AFGANISTÁN SE HA ENCARGADO DE dar lecciones a los gobiernos y los ejércitos norteamericanos durante las últimas décadas. Sus cuevas, sus sembrados florecidos, el hilo frágil de sus fronteras, sus bandos inestables, lo han convertido en una especie de laboratorio de equivocaciones, un terreno apto para que los poderosos retrocedan, duden y escojan caminos inesperados.
El escenario más reciente de la guerra contra los talibanes —esos pintorescos aliados de otros tiempos— tendrá a los soldados de la OTAN, liderados por Estados Unidos, en el ingrato papel de la pelea a muerte contra una planta herbácea de un metro de altura. Soldados que juegan a ser jardineros malditos, depredadores artificiales contra la goma somnífera de la amapola. Ya no será cuestión de entregar el veneno, las botas y las palas para que otros mueran haciendo de matamalezas mientras ellos se dedican a revisar las cifras. Ahora sus más de 70.000 soldados jugarán a la ruleta que esconde una bomba debajo de las raíces indeseables.
Hace una semana los jefes militares de los países de la OTAN con presencia en territorio afgano discutieron acerca de la conveniencia de involucrar a sus hombres en la guerra contra la producción de opio. Hasta ahora ese era un asunto encomendado al débil ejército que dice obedecer las órdenes de Hamid Karzai. La división del trabajo era sencilla: Los soldados de la Fuerza Internacional de Asistencia y Seguridad —nombre que un comité de alto nivel le dio a la coalición de la OTAN— se encargaban de seguir a los terroristas hasta las puertas del infierno y el ejército de Afganistán iba tras los traficantes hasta los broches de los sembrados.
Pero resulta que los talibanes son cada vez más unos señores de la amapola. La producción de opio les deja cada año 100 millones de dólares y poco a poco han comenzado a interesarse en el negocio como algo más que simples recaudadores de impuestos. Parecen tener química suficiente para dedicarse a regentar los laboratorios. “El mapa de la insurgencia talibán, sur y sureste del país, coincide casi exactamente con el del cultivo del opio”, afirma el segundo hombre de la embajada americana en Kabul.
Pero los aliados europeos no están seguros de querer librar una guerra contra el narcotráfico en tierra ajena. Alemania, Italia, España y Francia se opusieron en principio a ampliar el rango de acción de sus hombres. Sólo hace unos días entregaron un sí condicionado a la nueva lucha: cada país decidirá sobre el terreno si vale la pena una operación contra los productores de opio.

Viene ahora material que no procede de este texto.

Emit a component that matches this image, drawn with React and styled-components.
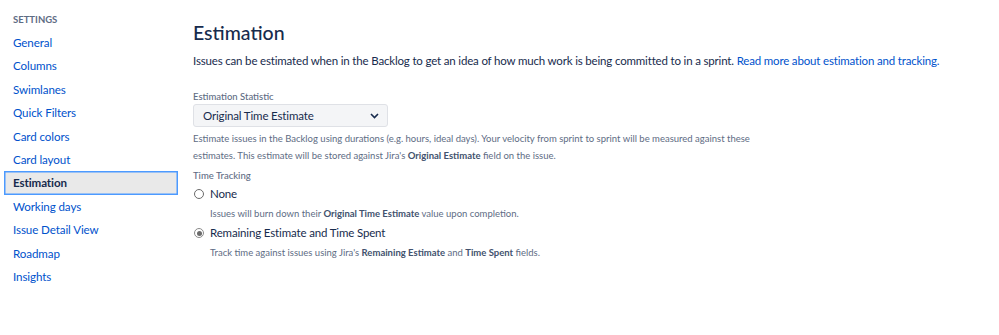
import React from "react";
import styled, { createGlobalStyle } from "styled-components";

const Global = createGlobalStyle`
  html, body { margin: 0; padding: 0; background: #fff; }
  body { font-family: Lato, "Noto Sans", sans-serif; color: #172b4d; }
`;

const Page = styled.div`
  display: flex;
  width: 999px;
  height: 335px;
  background: #fff;
`;

const Sidebar = styled.nav`
  width: 178px;
  flex: none;
  padding: 14px 0 0 4px;
  box-sizing: border-box;
  display: flex;
  flex-direction: column;
`;

const SideHeading = styled.div`
  font-size: 9.5px;
  font-weight: 700;
  color: #5e6c84;
  text-transform: uppercase;
  padding: 0 0 5px 9px;
  line-height: 12px;
`;

const NavItem = styled.a`
  display: block;
  font-size: 11.6px;
  letter-spacing: -0.1px;
  line-height: 21.4px;
  padding: 0 8px;
  border: 1px solid ${(p) => (p.$active ? "#4c9aff" : "transparent")};
  background: ${(p) => (p.$active ? "#e9e9e9" : "transparent")};
  color: ${(p) => (p.$active ? "#172b4d" : "#0052cc")};
  font-weight: ${(p) => (p.$active ? 700 : 400)};
  text-decoration: none;
  box-shadow: ${(p) => (p.$active ? "inset 0 0 0 0.5px #4c9aff" : "none")};
`;

const Main = styled.main`
  flex: 1;
  padding: 18px 0 0 15px;
`;

const Title = styled.h1`
  margin: 0;
  font-size: 19.5px;
  font-weight: 500;
  line-height: 30px;
  color: #172b4d;
`;

const Lead = styled.p`
  margin: 4px 0 0;
  font-size: 11.5px;
  letter-spacing: -0.17px;
  line-height: 18px;
  color: #172b4d;
`;

const Link = styled.a`
  color: #0052cc;
  text-decoration: none;
`;

const FieldLabel = styled.div`
  font-size: 9.5px;
  font-weight: 500;
  color: #5e6c84;
  line-height: 12px;
  margin-top: ${(p) => p.$top}px;
`;

const SelectBox = styled.div`
  margin-top: 1px;
  width: 195px;
  height: 23px;
  box-sizing: border-box;
  background: #f4f5f7;
  border: 1px solid #dfe1e6;
  border-radius: 3px;
  display: flex;
  align-items: center;
  justify-content: space-between;
  padding: 0 8px 0 9px;
  font-size: 11.5px;
  letter-spacing: -0.15px;
  color: #172b4d;
`;

const Help = styled.p`
  margin: ${(p) => p.$top || 0}px 0 0 ${(p) => p.$indent || 0}px;
  font-size: 9.5px;
  line-height: 17px;
  color: #5e6c84;
  width: 580px;
  b { font-weight: 700; color: #42526e; }
`;

const RadioRow = styled.label`
  display: flex;
  align-items: center;
  gap: 6px;
  font-size: 11.5px;
  letter-spacing: -0.15px;
  color: #172b4d;
  margin-top: ${(p) => p.$top}px;
  padding-left: 1px;
  line-height: 18px;
`;

const RadioCircle = styled.span`
  width: 10px;
  height: 10px;
  border-radius: 50%;
  box-sizing: border-box;
  border: 1px solid ${(p) => (p.$checked ? "#8a8a8a" : "#6b6b6b")};
  background: #fff;
  display: flex;
  align-items: center;
  justify-content: center;
  &::after {
    content: "";
    display: ${(p) => (p.$checked ? "block" : "none")};
    width: 5px;
    height: 5px;
    border-radius: 50%;
    background: #6b6b6b;
  }
`;

const Chevron = () => (
  <svg width="9" height="6" viewBox="0 0 9 6">
    <path d="M1 1 L4.5 4.5 L8 1" fill="none" stroke="#172b4d" strokeWidth="1.6" />
  </svg>
);

const items = [
  "General",
  "Columns",
  "Swimlanes",
  "Quick Filters",
  "Card colors",
  "Card layout",
  "Estimation",
  "Working days",
  "Issue Detail View",
  "Roadmap",
  "Insights",
];

export default function App() {
  return (
    <>
      <Global />
      <Page>
        <Sidebar>
          <SideHeading>Settings</SideHeading>
          {items.map((it) => (
            <NavItem key={it} $active={it === "Estimation"}>
              {it}
            </NavItem>
          ))}
        </Sidebar>
        <Main>
          <Title>Estimation</Title>
          <Lead>
            Issues can be estimated when in the Backlog to get an idea of how much work is being committed to in a sprint.{" "}
            <Link>Read more about estimation and tracking.</Link>
          </Lead>
          <FieldLabel $top={21}>Estimation Statistic</FieldLabel>
          <SelectBox>
            <span>Original Time Estimate</span>
            <Chevron />
          </SelectBox>
          <Help $top={3}>
            Estimate issues in the Backlog using durations (e.g. hours, ideal days). Your velocity from sprint to sprint will be measured against these
            estimates. This estimate will be stored against Jira's <b>Original Estimate</b> field on the issue.
          </Help>
          <FieldLabel $top={6}>Time Tracking</FieldLabel>
          <RadioRow $top={3}>
            <RadioCircle />
            None
          </RadioRow>
          <Help $top={2} $indent={17}>
            Issues will burn down their <b>Original Time Estimate</b> value upon completion.
          </Help>
          <RadioRow $top={2}>
            <RadioCircle $checked />
            Remaining Estimate and Time Spent
          </RadioRow>
          <Help $top={2} $indent={17}>
            Track time against issues using Jira's <b>Remaining Estimate</b> and <b>Time Spent</b> fields.
          </Help>
        </Main>
      </Page>
    </>
  );
}
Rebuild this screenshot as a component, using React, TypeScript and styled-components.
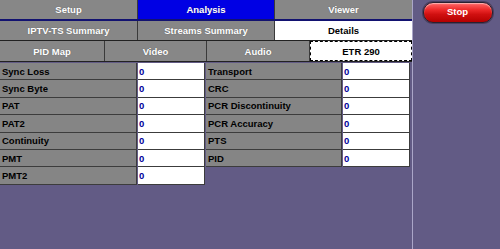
import React from "react";
import styled, { createGlobalStyle } from "styled-components";

const Global = createGlobalStyle`
  html, body { margin: 0; padding: 0; }
  body { background: #625b85; font-family: "Liberation Sans", Arial, sans-serif; }
`;

const Screen = styled.div`
  width: 500px;
  height: 249px;
  display: flex;
  background: #625b85;
  overflow: hidden;
`;

const Main = styled.div`
  width: 412px;
  display: flex;
  flex-direction: column;
  border-right: 1px solid #aaa6c8;
`;

const Side = styled.div`
  flex: 1;
  display: flex;
  flex-direction: column;
  align-items: center;
  padding-top: 2px;
  padding-left: 2px;
`;

const TabRow = styled.div<{ $cols: string; $h: number; $line: string; $lw: number }>`
  display: grid;
  grid-template-columns: ${(p) => p.$cols};
  gap: 1px;
  background: #3a3a3a;
  height: ${(p) => p.$h}px;
  border-bottom: ${(p) => p.$lw}px solid ${(p) => p.$line};
`;

const Tab = styled.div<{ $variant?: "blue" | "white" | "dashed" }>`
  display: flex;
  align-items: center;
  justify-content: center;
  font-size: 9.5px;
  font-weight: bold;
  box-sizing: border-box;
  background: ${(p) =>
    p.$variant === "blue" ? "#0000e4" : p.$variant === "white" || p.$variant === "dashed" ? "#ffffff" : "#878787"};
  color: ${(p) => (p.$variant === "white" || p.$variant === "dashed" ? "#000" : "#fff")};
  text-shadow: ${(p) => (p.$variant === "white" || p.$variant === "dashed" ? "none" : "0 0 1px rgba(60,60,60,0.6)")};
  border: ${(p) => (p.$variant === "dashed" ? "1px dashed #000" : "none")};
`;

const Table = styled.div`
  display: grid;
  grid-template-columns: 137px 67px 136px 67px;
  grid-auto-rows: 17.4px;
  column-gap: 1px;
  margin-top: 1px;
`;

const Cell = styled.div<{ $value?: boolean }>`
  box-sizing: border-box;
  display: flex;
  align-items: center;
  padding-left: ${(p) => (p.$value ? "1px" : "2px")};
  font-size: 9.5px;
  font-weight: bold;
  background: ${(p) => (p.$value ? "#ffffff" : "#858585")};
  color: ${(p) => (p.$value ? "#00009a" : "#000000")};
  border-bottom: 1.4px solid #3c3c3c;
  border-right: 1px solid #3c3c3c;
`;

const Empty = styled.div``;

const StopButton = styled.button`
  width: 70px;
  height: 21px;
  border-radius: 10px;
  border: 1px solid #2a2030;
  background: linear-gradient(to bottom, #ff6a6a 0%, #ee2a2a 35%, #d01010 60%, #b40000 100%);
  box-shadow: inset 0 1px 1px rgba(255, 255, 255, 0.5), 0 0 0 1px #4a4060;
  color: #fff;
  font-family: "Liberation Sans", Arial, sans-serif;
  font-size: 9.5px;
  font-weight: bold;
  padding: 0 0 3px 0;
  cursor: pointer;
`;

const left = ["Sync Loss", "Sync Byte", "PAT", "PAT2", "Continuity", "PMT", "PMT2"];
const right = ["Transport", "CRC", "PCR Discontinuity", "PCR Accuracy", "PTS", "PID"];

export default function App() {
  return (
    <Screen>
      <Global />
      <Main>
        <TabRow $cols="137px 136px 137px" $h={19} $line="#121270" $lw={2}>
          <Tab>Setup</Tab>
          <Tab $variant="blue">Analysis</Tab>
          <Tab>Viewer</Tab>
        </TabRow>
        <TabRow $cols="137px 136px 137px" $h={19} $line="#222" $lw={1}>
          <Tab>IPTV-TS Summary</Tab>
          <Tab>Streams Summary</Tab>
          <Tab $variant="white">Details</Tab>
        </TabRow>
        <TabRow $cols="104px 101px 102px 102px" $h={20} $line="#222" $lw={1}>
          <Tab>PID Map</Tab>
          <Tab>Video</Tab>
          <Tab>Audio</Tab>
          <Tab $variant="dashed">ETR 290</Tab>
        </TabRow>
        <Table>
          {left.map((l, i) => (
            <React.Fragment key={l}>
              <Cell>{l}</Cell>
              <Cell $value>0</Cell>
              {right[i] ? (
                <>
                  <Cell>{right[i]}</Cell>
                  <Cell $value>0</Cell>
                </>
              ) : (
                <>
                  <Empty />
                  <Empty />
                </>
              )}
            </React.Fragment>
          ))}
        </Table>
      </Main>
      <Side>
        <StopButton>Stop</StopButton>
      </Side>
    </Screen>
  );
}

Una manera elegante de dejar la carga antinarcóticos en manos de Estados Unidos. Para muchos, ir por las adormideras empujará a miles de agricultores afganos hasta las filas del movimiento Talibán. Y aumentará el riesgo de los soldados de Occidente, que han tenido su peor año de sangre en 2008.
Parece increíble que el Pentágono y sus expertos en planes Colombia y Patriota no hayan logrado hacer una analogía entre nuestras selvas y los campos afganos, entre la inevitable conversión mafiosa de los fundamentalistas que viven entre pastas de envidiable productividad. En marzo de 2009 los miembros de la OTAN se reunirán para evaluar los primeros resultados de su nueva batalla contra el opio. Una buena oportunidad para que Estados Unidos pruebe en tierra ajena y en cuerpo propio las delicias de luchar contra un ejército de agricultores feroces. Tal vez su conclusión coincida con las palabras de un enloquecido general acorralado en una novela de John Steinbeck: “¡Las moscas conquistan el papel cazamoscas! ¡Las moscas conquistan doscientas millas de papel cazamoscas!”.